--- start ---

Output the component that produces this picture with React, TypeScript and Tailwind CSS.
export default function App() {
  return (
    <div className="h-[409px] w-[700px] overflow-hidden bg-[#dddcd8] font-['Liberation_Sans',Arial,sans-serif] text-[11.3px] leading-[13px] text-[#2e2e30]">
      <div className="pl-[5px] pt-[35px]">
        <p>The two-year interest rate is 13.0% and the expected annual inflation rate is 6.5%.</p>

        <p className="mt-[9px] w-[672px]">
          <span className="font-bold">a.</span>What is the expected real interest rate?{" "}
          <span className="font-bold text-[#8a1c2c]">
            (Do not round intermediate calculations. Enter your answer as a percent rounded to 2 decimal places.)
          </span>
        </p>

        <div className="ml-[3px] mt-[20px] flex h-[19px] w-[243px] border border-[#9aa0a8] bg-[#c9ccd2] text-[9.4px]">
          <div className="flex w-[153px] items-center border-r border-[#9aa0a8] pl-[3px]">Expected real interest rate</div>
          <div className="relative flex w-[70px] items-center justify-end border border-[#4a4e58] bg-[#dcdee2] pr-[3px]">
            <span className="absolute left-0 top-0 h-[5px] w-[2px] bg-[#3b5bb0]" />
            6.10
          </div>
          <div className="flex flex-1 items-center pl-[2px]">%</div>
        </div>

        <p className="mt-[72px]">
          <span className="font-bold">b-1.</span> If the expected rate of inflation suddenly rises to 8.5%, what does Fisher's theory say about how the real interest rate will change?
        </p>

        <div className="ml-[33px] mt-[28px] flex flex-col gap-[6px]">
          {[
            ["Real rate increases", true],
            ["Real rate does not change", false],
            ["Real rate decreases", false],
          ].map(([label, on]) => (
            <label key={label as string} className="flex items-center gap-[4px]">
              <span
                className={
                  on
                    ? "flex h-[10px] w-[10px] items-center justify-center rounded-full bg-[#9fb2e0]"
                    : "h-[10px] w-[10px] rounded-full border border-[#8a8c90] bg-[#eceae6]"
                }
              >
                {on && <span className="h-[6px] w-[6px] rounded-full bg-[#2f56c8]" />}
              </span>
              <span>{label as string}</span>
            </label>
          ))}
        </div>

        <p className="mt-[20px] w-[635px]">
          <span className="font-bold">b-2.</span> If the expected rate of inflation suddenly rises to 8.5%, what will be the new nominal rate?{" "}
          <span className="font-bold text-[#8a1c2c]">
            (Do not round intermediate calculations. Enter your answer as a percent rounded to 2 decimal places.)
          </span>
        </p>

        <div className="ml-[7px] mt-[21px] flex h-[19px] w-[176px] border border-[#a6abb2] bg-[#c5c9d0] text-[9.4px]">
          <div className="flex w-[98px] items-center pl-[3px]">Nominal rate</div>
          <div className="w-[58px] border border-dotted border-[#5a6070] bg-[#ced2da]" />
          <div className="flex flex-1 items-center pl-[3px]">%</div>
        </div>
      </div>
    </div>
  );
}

--- end ---
--- start ---

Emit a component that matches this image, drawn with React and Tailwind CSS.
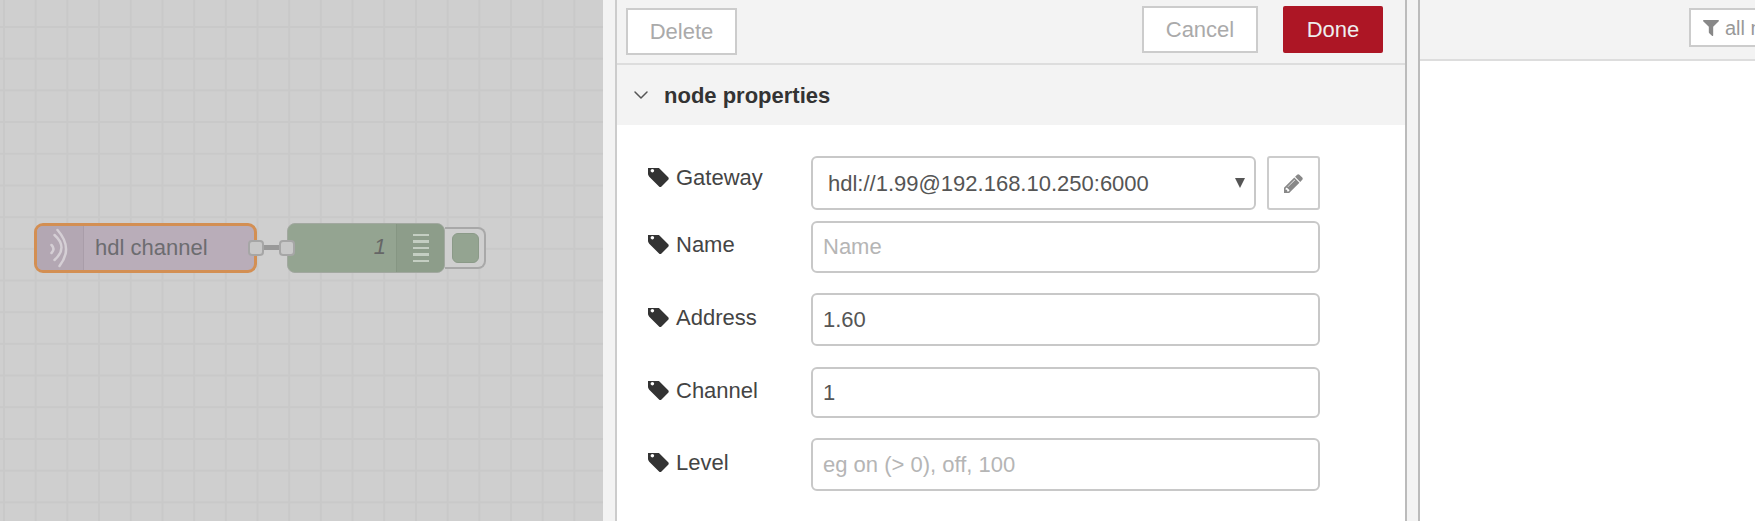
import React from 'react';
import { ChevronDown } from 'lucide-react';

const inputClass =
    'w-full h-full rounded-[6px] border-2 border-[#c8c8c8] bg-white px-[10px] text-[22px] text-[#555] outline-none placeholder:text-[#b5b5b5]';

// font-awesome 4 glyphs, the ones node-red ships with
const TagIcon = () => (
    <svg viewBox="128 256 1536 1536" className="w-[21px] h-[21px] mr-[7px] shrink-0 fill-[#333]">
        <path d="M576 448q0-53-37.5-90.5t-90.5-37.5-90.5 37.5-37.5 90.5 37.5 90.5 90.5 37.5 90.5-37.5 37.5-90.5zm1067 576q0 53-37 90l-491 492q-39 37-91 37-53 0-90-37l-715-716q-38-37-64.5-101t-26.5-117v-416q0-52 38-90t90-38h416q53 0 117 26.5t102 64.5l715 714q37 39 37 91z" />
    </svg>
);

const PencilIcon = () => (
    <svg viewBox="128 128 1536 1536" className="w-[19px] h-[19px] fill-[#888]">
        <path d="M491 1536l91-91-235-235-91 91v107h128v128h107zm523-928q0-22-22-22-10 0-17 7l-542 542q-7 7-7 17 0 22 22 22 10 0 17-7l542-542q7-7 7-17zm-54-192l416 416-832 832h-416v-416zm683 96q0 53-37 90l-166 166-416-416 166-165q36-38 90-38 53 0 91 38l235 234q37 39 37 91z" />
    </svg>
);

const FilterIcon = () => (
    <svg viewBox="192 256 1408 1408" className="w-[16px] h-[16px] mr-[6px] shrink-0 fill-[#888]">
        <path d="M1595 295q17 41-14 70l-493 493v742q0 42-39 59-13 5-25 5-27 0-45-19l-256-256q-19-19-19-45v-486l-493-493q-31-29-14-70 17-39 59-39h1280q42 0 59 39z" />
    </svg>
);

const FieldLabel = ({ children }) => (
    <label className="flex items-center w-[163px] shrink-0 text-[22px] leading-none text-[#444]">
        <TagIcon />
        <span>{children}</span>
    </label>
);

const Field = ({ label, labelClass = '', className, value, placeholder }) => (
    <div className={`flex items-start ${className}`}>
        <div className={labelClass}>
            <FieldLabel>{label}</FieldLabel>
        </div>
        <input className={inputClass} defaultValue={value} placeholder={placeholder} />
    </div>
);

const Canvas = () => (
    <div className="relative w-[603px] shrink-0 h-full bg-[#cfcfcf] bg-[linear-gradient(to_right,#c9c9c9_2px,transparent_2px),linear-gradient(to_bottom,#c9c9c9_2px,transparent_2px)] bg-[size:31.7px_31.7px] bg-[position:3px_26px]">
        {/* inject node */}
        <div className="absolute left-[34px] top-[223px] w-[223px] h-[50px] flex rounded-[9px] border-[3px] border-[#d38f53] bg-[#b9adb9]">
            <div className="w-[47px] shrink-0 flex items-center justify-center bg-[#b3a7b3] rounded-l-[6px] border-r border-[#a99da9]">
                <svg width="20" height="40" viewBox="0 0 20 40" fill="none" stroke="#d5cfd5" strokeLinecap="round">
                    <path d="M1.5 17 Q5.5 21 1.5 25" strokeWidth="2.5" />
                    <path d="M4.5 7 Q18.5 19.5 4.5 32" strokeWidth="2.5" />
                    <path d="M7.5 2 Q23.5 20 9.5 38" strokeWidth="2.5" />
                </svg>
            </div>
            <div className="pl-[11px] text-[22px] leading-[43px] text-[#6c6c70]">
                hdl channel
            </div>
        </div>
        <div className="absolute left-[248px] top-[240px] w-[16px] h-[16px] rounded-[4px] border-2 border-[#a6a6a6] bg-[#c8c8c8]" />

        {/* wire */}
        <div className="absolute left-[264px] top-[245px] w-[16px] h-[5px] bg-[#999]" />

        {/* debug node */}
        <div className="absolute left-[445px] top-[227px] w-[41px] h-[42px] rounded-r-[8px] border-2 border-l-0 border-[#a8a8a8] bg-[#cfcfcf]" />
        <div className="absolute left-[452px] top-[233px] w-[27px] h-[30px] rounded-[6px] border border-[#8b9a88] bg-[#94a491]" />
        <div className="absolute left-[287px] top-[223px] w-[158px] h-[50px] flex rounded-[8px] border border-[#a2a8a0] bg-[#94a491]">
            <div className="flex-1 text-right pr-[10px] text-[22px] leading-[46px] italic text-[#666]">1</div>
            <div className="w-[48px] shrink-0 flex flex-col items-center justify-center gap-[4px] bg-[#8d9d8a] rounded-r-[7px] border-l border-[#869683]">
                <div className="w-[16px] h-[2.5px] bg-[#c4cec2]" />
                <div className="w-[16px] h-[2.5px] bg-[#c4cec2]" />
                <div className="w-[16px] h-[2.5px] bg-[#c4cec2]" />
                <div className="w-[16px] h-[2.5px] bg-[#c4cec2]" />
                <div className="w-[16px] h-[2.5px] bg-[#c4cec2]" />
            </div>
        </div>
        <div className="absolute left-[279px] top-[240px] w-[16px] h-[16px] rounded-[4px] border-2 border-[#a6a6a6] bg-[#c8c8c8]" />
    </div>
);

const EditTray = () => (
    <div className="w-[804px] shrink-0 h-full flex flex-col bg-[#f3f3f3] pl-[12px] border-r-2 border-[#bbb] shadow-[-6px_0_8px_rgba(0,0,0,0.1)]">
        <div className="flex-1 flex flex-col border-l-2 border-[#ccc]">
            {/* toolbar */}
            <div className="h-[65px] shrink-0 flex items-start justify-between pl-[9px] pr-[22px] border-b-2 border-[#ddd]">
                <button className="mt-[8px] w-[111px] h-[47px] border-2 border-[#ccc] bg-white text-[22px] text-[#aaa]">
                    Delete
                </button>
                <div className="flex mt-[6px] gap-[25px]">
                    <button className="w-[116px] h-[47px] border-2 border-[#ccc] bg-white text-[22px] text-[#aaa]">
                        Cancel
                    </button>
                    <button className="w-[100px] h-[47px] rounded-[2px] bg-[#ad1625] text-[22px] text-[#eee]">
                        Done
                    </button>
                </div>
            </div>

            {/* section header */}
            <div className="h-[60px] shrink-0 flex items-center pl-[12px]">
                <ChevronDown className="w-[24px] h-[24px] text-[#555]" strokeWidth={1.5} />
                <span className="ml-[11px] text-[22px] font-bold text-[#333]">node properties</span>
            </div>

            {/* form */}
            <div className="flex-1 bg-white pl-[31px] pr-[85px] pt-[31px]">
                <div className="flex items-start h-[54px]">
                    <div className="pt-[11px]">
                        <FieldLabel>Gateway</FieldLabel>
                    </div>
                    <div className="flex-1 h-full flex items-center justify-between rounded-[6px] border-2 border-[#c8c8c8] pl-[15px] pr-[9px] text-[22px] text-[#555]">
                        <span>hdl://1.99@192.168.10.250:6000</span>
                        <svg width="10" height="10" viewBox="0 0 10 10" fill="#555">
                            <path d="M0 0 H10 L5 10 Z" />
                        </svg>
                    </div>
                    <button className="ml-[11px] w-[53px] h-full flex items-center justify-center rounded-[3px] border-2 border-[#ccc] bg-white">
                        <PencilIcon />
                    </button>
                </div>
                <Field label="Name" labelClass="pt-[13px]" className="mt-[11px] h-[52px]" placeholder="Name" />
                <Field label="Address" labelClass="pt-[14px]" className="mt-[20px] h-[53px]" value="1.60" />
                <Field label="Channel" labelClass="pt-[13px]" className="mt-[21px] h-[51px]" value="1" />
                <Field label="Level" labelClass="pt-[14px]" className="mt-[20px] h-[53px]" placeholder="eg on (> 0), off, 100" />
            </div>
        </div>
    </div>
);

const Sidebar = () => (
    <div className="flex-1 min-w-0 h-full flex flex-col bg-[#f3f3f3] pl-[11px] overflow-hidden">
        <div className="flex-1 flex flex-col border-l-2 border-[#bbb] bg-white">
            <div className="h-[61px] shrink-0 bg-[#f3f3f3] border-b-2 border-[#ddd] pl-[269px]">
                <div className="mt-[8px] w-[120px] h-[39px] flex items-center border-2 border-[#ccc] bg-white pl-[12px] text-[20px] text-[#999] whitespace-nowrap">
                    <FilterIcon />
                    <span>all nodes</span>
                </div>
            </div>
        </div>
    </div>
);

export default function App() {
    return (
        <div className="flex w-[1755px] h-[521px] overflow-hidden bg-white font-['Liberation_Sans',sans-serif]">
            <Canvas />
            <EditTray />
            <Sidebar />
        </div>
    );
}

--- end ---

## Objective
Give the exact lines, and only those, from the line containing "Output the component" through the line containing "<p>The two-year interest" in the entries above.

## Solution to this task
Output the component that produces this picture with React, TypeScript and Tailwind CSS.
export default function App() {
  return (
    <div className="h-[409px] w-[700px] overflow-hidden bg-[#dddcd8] font-['Liberation_Sans',Arial,sans-serif] text-[11.3px] leading-[13px] text-[#2e2e30]">
      <div className="pl-[5px] pt-[35px]">
        <p>The two-year interest rate is 13.0% and the expected annual inflation rate is 6.5%.</p>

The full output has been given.